Start of Input records
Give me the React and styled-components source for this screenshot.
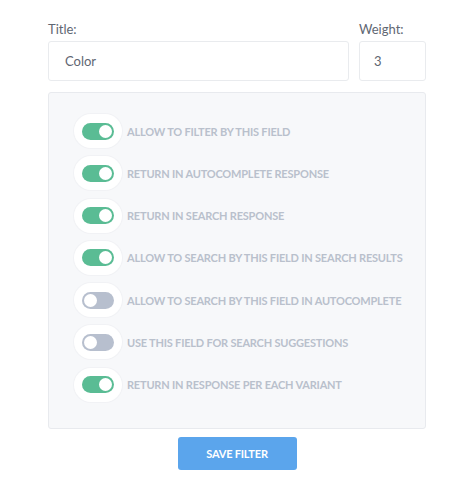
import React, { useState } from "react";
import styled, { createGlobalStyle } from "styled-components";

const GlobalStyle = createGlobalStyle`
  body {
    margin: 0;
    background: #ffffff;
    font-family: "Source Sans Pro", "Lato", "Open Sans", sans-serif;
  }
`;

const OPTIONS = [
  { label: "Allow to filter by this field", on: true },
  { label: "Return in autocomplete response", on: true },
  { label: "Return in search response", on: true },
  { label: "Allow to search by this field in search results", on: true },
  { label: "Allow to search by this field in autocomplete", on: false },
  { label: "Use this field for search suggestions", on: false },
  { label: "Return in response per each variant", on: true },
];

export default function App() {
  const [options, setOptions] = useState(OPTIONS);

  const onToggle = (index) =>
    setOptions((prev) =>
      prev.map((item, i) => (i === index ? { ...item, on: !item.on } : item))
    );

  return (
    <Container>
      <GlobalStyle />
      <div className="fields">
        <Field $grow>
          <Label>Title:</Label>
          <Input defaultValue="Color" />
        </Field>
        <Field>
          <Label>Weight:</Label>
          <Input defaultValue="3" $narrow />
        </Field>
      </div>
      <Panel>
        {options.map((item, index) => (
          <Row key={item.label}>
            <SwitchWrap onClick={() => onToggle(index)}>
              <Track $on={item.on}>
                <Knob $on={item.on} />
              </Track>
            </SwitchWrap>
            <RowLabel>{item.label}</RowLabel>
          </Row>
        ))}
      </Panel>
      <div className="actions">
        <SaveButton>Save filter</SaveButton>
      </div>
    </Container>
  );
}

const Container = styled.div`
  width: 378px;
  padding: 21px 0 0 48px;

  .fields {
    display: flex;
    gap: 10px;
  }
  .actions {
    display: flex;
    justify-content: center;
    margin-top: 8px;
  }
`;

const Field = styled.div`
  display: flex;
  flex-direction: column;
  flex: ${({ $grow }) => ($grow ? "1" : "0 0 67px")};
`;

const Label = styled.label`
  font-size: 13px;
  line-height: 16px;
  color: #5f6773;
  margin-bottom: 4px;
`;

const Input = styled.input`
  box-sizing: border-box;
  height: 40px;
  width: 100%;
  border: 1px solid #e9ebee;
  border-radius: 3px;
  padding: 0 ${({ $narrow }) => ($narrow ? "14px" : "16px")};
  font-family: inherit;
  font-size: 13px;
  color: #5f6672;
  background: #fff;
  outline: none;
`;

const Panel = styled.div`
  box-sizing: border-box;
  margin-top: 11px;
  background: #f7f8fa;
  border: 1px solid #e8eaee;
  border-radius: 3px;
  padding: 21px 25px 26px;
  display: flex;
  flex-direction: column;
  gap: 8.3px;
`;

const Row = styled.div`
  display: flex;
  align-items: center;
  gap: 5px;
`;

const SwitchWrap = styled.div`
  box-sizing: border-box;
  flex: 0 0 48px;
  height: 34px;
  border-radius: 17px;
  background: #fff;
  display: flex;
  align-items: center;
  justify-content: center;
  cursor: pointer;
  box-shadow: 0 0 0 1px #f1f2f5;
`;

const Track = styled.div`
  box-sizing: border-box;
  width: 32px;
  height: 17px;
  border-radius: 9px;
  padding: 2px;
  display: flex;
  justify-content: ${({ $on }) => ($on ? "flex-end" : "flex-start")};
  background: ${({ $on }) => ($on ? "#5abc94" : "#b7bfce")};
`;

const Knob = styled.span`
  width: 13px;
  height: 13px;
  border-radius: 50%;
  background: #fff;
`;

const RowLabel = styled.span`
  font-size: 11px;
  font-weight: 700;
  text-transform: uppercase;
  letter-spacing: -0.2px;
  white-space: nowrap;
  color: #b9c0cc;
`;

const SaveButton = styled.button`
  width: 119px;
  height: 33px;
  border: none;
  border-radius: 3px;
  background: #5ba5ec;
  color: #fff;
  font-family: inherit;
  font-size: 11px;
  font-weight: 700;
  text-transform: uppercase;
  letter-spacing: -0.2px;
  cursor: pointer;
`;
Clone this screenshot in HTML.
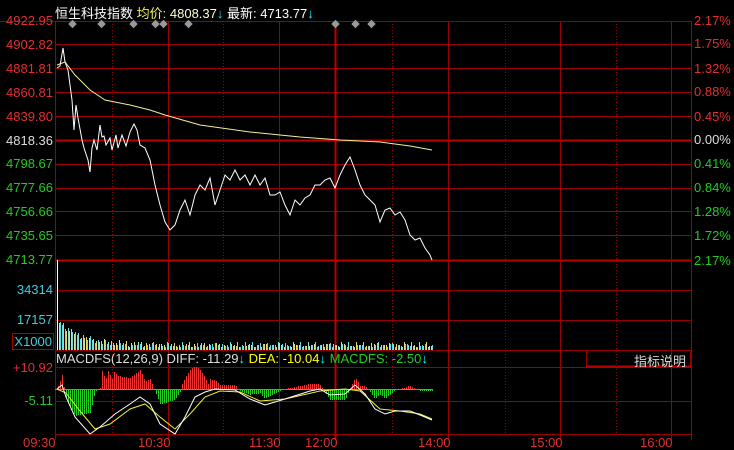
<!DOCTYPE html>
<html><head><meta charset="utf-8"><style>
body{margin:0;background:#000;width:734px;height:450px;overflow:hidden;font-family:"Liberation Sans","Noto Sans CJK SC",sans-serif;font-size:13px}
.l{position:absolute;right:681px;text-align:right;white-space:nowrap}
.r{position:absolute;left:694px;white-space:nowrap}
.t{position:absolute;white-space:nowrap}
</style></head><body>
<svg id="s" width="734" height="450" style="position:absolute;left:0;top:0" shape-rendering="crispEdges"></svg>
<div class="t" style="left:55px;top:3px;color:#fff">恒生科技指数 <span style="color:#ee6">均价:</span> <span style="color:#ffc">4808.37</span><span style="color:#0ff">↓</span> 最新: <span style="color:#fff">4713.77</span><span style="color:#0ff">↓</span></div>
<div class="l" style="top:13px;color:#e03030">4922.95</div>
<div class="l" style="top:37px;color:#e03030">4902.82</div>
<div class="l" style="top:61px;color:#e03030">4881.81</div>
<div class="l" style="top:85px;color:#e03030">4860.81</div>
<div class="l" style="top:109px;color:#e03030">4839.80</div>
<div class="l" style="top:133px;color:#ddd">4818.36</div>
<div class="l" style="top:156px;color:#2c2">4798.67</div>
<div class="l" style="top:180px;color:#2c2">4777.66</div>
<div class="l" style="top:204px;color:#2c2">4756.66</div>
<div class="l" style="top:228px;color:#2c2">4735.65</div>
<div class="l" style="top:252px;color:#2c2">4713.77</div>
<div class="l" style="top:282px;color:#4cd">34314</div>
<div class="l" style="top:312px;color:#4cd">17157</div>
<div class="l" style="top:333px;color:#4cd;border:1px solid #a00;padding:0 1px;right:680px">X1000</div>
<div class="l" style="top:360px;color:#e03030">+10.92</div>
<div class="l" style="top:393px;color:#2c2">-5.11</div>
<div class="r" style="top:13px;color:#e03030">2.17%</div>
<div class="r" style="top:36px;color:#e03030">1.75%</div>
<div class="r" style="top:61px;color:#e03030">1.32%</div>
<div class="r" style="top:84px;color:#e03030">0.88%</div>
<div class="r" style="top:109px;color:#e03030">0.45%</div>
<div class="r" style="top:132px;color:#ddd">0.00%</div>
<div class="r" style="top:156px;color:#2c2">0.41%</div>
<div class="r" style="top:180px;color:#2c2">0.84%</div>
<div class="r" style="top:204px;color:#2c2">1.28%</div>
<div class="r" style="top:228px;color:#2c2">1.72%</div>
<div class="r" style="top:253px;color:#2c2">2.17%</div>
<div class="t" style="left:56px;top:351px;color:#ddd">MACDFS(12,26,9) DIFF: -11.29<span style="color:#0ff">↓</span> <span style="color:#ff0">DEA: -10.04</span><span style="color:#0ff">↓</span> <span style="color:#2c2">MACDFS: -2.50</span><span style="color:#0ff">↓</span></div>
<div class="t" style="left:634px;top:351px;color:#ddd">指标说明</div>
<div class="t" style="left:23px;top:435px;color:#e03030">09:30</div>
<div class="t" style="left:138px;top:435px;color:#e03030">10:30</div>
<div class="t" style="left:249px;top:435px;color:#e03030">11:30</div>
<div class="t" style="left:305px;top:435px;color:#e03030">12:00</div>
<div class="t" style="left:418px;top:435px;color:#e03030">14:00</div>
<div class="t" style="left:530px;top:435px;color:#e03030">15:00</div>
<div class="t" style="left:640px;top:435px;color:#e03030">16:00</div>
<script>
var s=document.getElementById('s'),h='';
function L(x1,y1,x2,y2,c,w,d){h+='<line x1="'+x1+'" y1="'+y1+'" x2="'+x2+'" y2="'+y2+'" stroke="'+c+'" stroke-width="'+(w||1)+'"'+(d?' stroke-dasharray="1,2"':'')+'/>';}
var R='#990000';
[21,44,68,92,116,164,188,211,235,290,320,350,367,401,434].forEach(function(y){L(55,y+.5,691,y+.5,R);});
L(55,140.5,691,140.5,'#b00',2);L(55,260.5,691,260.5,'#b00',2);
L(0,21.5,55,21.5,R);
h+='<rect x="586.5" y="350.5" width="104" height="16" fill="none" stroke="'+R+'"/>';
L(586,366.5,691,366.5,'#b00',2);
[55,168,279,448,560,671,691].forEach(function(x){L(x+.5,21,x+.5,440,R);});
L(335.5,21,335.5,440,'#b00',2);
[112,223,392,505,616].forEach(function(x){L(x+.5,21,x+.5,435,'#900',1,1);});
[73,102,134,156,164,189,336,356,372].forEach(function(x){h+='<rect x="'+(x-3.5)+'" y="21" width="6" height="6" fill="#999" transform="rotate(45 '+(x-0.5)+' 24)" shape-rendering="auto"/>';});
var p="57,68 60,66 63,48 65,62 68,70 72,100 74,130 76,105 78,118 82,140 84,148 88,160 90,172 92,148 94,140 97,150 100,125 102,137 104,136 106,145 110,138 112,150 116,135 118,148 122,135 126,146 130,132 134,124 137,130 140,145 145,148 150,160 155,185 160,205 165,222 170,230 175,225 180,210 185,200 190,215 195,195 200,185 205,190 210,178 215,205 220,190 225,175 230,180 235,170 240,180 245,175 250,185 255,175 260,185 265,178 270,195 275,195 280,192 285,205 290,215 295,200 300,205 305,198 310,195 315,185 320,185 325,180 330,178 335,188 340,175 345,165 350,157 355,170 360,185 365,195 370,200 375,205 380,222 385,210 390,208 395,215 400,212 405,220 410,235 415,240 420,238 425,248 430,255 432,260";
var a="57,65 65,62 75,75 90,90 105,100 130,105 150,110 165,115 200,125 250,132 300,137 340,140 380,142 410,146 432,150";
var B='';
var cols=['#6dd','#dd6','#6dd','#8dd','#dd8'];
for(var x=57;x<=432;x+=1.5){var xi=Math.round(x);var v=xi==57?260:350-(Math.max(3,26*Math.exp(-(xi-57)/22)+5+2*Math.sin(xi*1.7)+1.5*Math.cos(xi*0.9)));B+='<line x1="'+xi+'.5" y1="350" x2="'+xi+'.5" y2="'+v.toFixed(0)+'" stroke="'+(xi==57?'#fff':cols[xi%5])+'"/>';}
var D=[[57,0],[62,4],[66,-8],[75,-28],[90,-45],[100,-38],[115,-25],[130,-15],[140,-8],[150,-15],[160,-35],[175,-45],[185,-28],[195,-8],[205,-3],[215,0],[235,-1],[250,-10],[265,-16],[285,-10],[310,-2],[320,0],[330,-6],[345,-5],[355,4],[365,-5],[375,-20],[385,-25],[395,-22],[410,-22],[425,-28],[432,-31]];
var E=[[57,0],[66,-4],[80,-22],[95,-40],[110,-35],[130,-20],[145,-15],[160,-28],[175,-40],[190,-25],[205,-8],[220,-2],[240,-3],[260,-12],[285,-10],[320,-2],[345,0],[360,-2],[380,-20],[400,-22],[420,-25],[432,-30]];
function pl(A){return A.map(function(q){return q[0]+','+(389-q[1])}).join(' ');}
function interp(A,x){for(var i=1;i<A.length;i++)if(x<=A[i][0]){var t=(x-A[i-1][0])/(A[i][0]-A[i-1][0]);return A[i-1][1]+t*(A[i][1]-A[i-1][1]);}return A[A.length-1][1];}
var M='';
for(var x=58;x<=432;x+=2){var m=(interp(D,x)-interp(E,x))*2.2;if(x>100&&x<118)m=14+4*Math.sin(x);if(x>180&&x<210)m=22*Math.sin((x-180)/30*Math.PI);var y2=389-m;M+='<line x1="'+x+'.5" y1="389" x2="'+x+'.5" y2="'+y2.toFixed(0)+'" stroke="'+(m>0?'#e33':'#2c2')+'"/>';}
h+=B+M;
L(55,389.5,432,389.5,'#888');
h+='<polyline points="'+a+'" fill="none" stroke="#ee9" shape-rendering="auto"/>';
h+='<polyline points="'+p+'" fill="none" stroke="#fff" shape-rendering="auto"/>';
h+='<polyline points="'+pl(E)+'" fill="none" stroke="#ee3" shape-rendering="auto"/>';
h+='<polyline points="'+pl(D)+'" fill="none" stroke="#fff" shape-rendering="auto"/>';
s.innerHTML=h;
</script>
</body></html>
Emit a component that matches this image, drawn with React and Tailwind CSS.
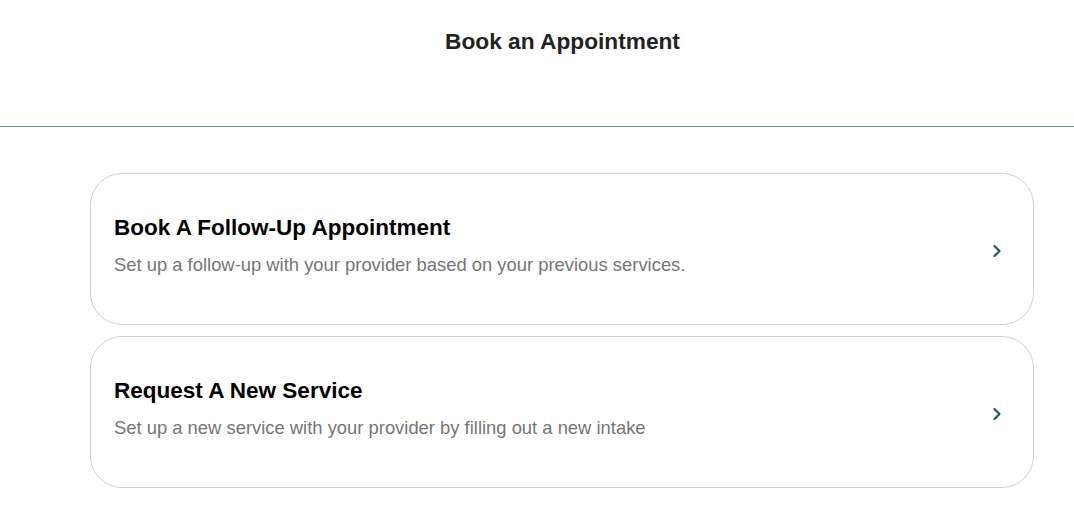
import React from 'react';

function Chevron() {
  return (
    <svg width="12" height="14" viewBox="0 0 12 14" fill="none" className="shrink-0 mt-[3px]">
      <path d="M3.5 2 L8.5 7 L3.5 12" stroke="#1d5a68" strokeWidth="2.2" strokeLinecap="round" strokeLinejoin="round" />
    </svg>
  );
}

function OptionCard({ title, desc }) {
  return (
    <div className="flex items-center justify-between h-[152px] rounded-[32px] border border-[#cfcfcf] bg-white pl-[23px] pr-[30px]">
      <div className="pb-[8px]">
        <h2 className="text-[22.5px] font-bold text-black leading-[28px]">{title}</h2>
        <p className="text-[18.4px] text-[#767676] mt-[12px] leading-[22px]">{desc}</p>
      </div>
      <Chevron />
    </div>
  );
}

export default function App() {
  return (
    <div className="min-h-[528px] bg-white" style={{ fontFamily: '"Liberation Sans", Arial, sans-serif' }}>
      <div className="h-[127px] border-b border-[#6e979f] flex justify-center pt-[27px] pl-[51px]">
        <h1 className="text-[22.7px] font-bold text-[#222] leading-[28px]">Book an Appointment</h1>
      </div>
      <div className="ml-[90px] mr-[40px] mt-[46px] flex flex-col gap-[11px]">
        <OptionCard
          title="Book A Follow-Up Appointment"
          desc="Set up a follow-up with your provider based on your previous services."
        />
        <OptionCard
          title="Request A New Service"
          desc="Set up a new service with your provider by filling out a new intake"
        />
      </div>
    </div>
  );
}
End of Input records
Write out exactly the lines from the one that has "Emit a component" down to the one that has "import React from 'react';", including both. Pictures stay out of the copy.

Emit a component that matches this image, drawn with React and Tailwind CSS.
import React from 'react';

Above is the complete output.